In 2011 the magazines were scanned for digitally preserved archiving. Issues are available via the educational publisher Gale, behind a paywall. Online access can be obtained from publishers Gale.com. Cost of access to the archive starts at 760 pounds sterling for an annual subscription, as of 2022.

== Contributors ==
In its early decades The Listener attracted celebrated contributors including H. E. Bates, E. M. Forster, T. S. Eliot, Julian Huxley, George Orwell, Bertrand Russell, George Bernard Shaw, Rose Macaulay, Virginia Woolf, G. K. Chesterton, Herbert Read, Hans Keller and John Kenneth Galbraith. It also provided an important platform for new writers and poets. W. H. Auden, Edwin Muir, Christopher Isherwood, Stephen Spender, Sylvia Plath and Philip Larkin all had early works published in The Listener. Later, regular columnists included John Cole, Stephen Fry and Roy Hattersley. Barry Fantoni provided the magazine with cartoons and illustrations for twenty-one years.

== Crossword ==
The Listener crossword puzzle, introduced in 1930, is generally regarded as the most difficult cryptic crossword to appear in a national weekly. It survived the closure of The Listener and now appears in The Times on a Saturday, along with other puzzles and game articles on the last four pages of the "Saturday Review" section.

Solvers are invited to send in their solutions, with each of three randomly drawn correct solutions winning a prize of a book provided by the sponsors, Chambers. An annual list of statistics is also compiled for regular solvers to compare their performances. In most years only a handful of solvers are able to complete and submit all 52 puzzles correctly.

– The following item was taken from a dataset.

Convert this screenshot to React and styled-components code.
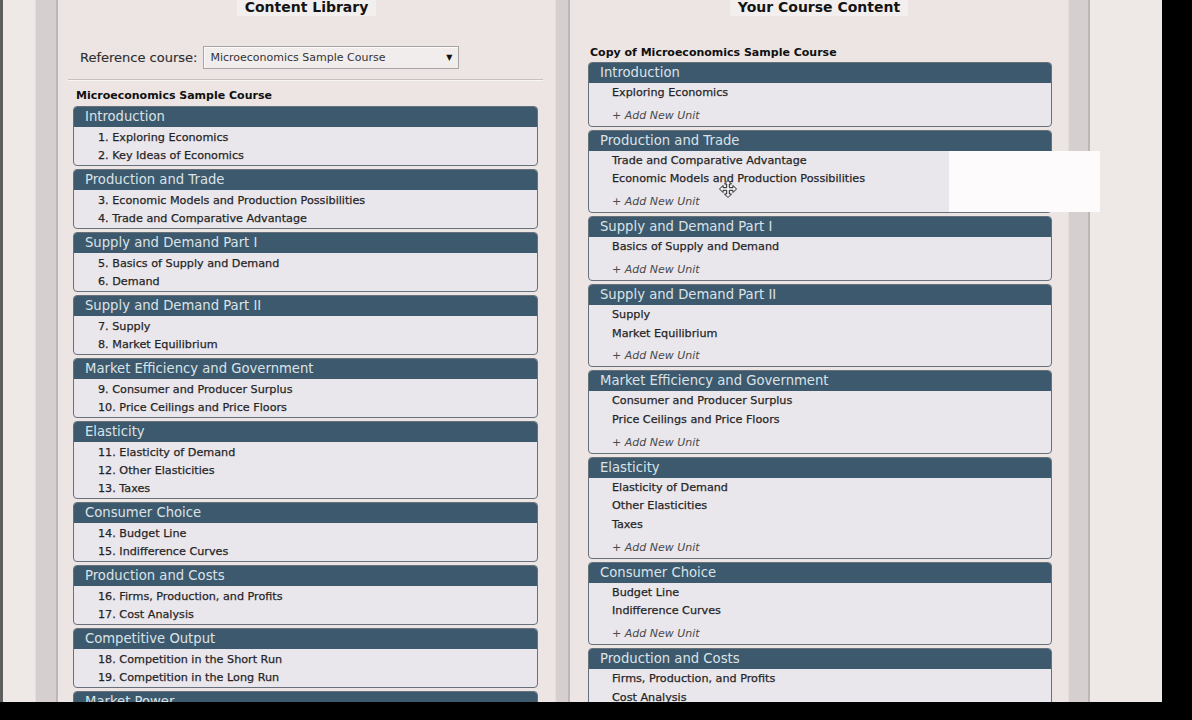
import React from "react";
import styled, { createGlobalStyle } from "styled-components";

const Global = createGlobalStyle`
  html, body { margin: 0; padding: 0; background: #000; }
  body { font-family: "DejaVu Sans", "Liberation Sans", sans-serif; }
`;

const Frame = styled.div`
  width: 1192px;
  height: 720px;
  background: #000;
  overflow: hidden;
`;

const Screen = styled.div`
  position: relative;
  width: 1162px;
  height: 702px;
  display: flex;
  overflow: hidden;
  background: #ede6e6;
`;

const EdgeDark = styled.div`
  flex: 0 0 3px;
  background: #5e5e5e;
`;

const Strip = styled.div`
  flex: 0 0 ${(p) => p.$w}px;
  background: #eee8e7;
`;

const Band = styled.div`
  flex: 0 0 ${(p) => p.$w}px;
  box-sizing: border-box;
  background: #d5cfcf;
  border-left: 1px solid #e4dede;
  border-right: 2px solid #bcb6b6;
`;

const Panel = styled.div`
  flex: 0 0 ${(p) => p.$w}px;
  display: flex;
  flex-direction: column;
  background: #ece5e4;
  overflow: hidden;
`;

const TitleRow = styled.div`
  margin-top: -2px;
  height: 18px;
  display: flex;
  justify-content: center;
`;

const Title = styled.h2`
  margin: 0;
  padding: 0 8px;
  background: #f3efee;
  font-size: 14px;
  line-height: 18px;
  font-weight: bold;
  color: #141414;
`;

const RefRow = styled.div`
  margin: 30px 0 0 22px;
  display: flex;
  align-items: center;
  gap: 6px;
  height: 23px;
`;

const RefLabel = styled.span`
  font-size: 13px;
  color: #2e2e2e;
  -webkit-text-stroke: 0.15px #333;
`;

const Select = styled.div`
  box-sizing: border-box;
  width: 256px;
  height: 23px;
  display: flex;
  align-items: center;
  justify-content: space-between;
  padding: 0 6px 0 6px;
  border: 1px solid #aaa5a5;
  background: #f1eded;
  box-shadow: inset 1px 1px 0 #fbf9f9;
  font-size: 11px;
  color: #333;
`;

const Arrow = styled.span`
  font-size: 8px;
  color: #111;
`;

const Rule = styled.div`
  margin: 10px 12px 0 10px;
  border-top: 1px solid #c6c0c0;
  border-bottom: 1px solid #f8f5f5;
`;

const CourseName = styled.div`
  margin: ${(p) => p.$top}px 0 0 ${(p) => p.$left}px;
  font-size: 11px;
  line-height: 14px;
  font-weight: bold;
  color: #101010;
`;

const SectionList = styled.div`
  margin: ${(p) => p.$top}px ${(p) => p.$right}px 0 ${(p) => p.$left}px;
  display: flex;
  flex-direction: column;
  gap: 3px;
`;

const Section = styled.div`
  flex: 0 0 auto;
  border: 1px solid #66717b;
  border-radius: 4px;
  overflow: hidden;
  background: #e9e6ec;
`;

const SectionHeader = styled.div`
  height: 20px;
  line-height: 20px;
  padding-left: 11px;
  background: #3d596d;
  color: #dbe3e8;
  font-size: 13.2px;
  white-space: nowrap;
`;

const SectionBody = styled.div`
  padding: ${(p) => (p.$editable ? "1px 0 1px" : "2px 0 0")};
`;

const Item = styled.div`
  padding-left: ${(p) => (p.$editable ? 23 : 24)}px;
  font-size: 11.2px;
  line-height: ${(p) => (p.$editable ? 18.7 : 18)}px;
  color: #1f1f1f;
  -webkit-text-stroke: 0.25px #2a2a2a;
  white-space: nowrap;
`;

const AddUnit = styled.div`
  padding: 4px 0 0 23px;
  font-size: 11px;
  line-height: 18px;
  font-style: italic;
  color: #4a4a4a;
`;

const Glare = styled.div`
  position: absolute;
  left: 949px;
  top: 151px;
  width: 151px;
  height: 61px;
  background: #fdfbfb;
`;

const Cursor = styled.svg`
  position: absolute;
  left: 719px;
  top: 180px;
`;

const library = [
  ["Introduction", ["1. Exploring Economics", "2. Key Ideas of Economics"]],
  ["Production and Trade", ["3. Economic Models and Production Possibilities", "4. Trade and Comparative Advantage"]],
  ["Supply and Demand Part I", ["5. Basics of Supply and Demand", "6. Demand"]],
  ["Supply and Demand Part II", ["7. Supply", "8. Market Equilibrium"]],
  ["Market Efficiency and Government", ["9. Consumer and Producer Surplus", "10. Price Ceilings and Price Floors"]],
  ["Elasticity", ["11. Elasticity of Demand", "12. Other Elasticities", "13. Taxes"]],
  ["Consumer Choice", ["14. Budget Line", "15. Indifference Curves"]],
  ["Production and Costs", ["16. Firms, Production, and Profits", "17. Cost Analysis"]],
  ["Competitive Output", ["18. Competition in the Short Run", "19. Competition in the Long Run"]],
  ["Market Power", ["20. Monopoly", "21. Price Discrimination"]],
];

const course = [
  ["Introduction", ["Exploring Economics"]],
  ["Production and Trade", ["Trade and Comparative Advantage", "Economic Models and Production Possibilities"]],
  ["Supply and Demand Part I", ["Basics of Supply and Demand"]],
  ["Supply and Demand Part II", ["Supply", "Market Equilibrium"]],
  ["Market Efficiency and Government", ["Consumer and Producer Surplus", "Price Ceilings and Price Floors"]],
  ["Elasticity", ["Elasticity of Demand", "Other Elasticities", "Taxes"]],
  ["Consumer Choice", ["Budget Line", "Indifference Curves"]],
  ["Production and Costs", ["Firms, Production, and Profits", "Cost Analysis"]],
];

function CourseSection({ title, items, editable }) {
  return (
    <Section>
      <SectionHeader>{title}</SectionHeader>
      <SectionBody $editable={editable}>
        {items.map((it) => (
          <Item key={it} $editable={editable}>
            {it}
          </Item>
        ))}
        {editable && <AddUnit>+ Add New Unit</AddUnit>}
      </SectionBody>
    </Section>
  );
}

export default function App() {
  return (
    <Frame>
      <Global />
      <Screen>
        <EdgeDark />
        <Strip $w={32} />
        <Band $w={23} />
        <Panel $w={497}>
          <TitleRow>
            <Title>Content Library</Title>
          </TitleRow>
          <RefRow>
            <RefLabel>Reference course:</RefLabel>
            <Select>
              <span>Microeconomics Sample Course</span>
              <Arrow>▼</Arrow>
            </Select>
          </RefRow>
          <Rule />
          <CourseName $top={8} $left={18}>Microeconomics Sample Course</CourseName>
          <SectionList $top={3} $left={15} $right={17}>
            {library.map(([t, items]) => (
              <CourseSection key={t} title={t} items={items} />
            ))}
          </SectionList>
        </Panel>
        <Band $w={15} />
        <Panel $w={498}>
          <TitleRow>
            <Title>Your Course Content</Title>
          </TitleRow>
          <CourseName $top={30} $left={20}>Copy of Microeconomics Sample Course</CourseName>
          <SectionList $top={2} $left={18} $right={16}>
            {course.map(([t, items]) => (
              <CourseSection key={t} title={t} items={items} editable />
            ))}
          </SectionList>
        </Panel>
        <Band $w={22} />
        <Strip $w={72} />
        <Glare />
        <Cursor width="18" height="18" viewBox="0 0 18 18">
          <polygon
            points="9,0.5 12.5,4 10.3,4 10.3,7.7 14,7.7 14,5.5 17.5,9 14,12.5 14,10.3 10.3,10.3 10.3,14 12.5,14 9,17.5 5.5,14 7.7,14 7.7,10.3 4,10.3 4,12.5 0.5,9 4,5.5 4,7.7 7.7,7.7 7.7,4 5.5,4"
            fill="#f4f4f4"
            stroke="#222"
            strokeWidth="1"
          />
        </Cursor>
      </Screen>
    </Frame>
  );
}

The leading solver each year is awarded the Solver Silver Salver, and the all-correct solvers vote for the best puzzle of the year — the setter of which is awarded the Ascot Gold Cup.

== Editors ==

- Richard S. Lambert 1929–1939
- Alan Thomas
- Maurice Percy Ashley, 1958–1967
- Karl Miller, 1967–1973
- George Edwin Scott, 1974–1979
- Anthony Howard, 1979–1981
- Russell Twisk, 1981–1987
- Alan Coren 1987–1989
- Peter Fiddick, 1989–1991

Arts and literary editors included J. R. Ackerley 1935–1959, and Anthony Thwaite.
Assistant Editors included Janet Adam Smith 1930–1935.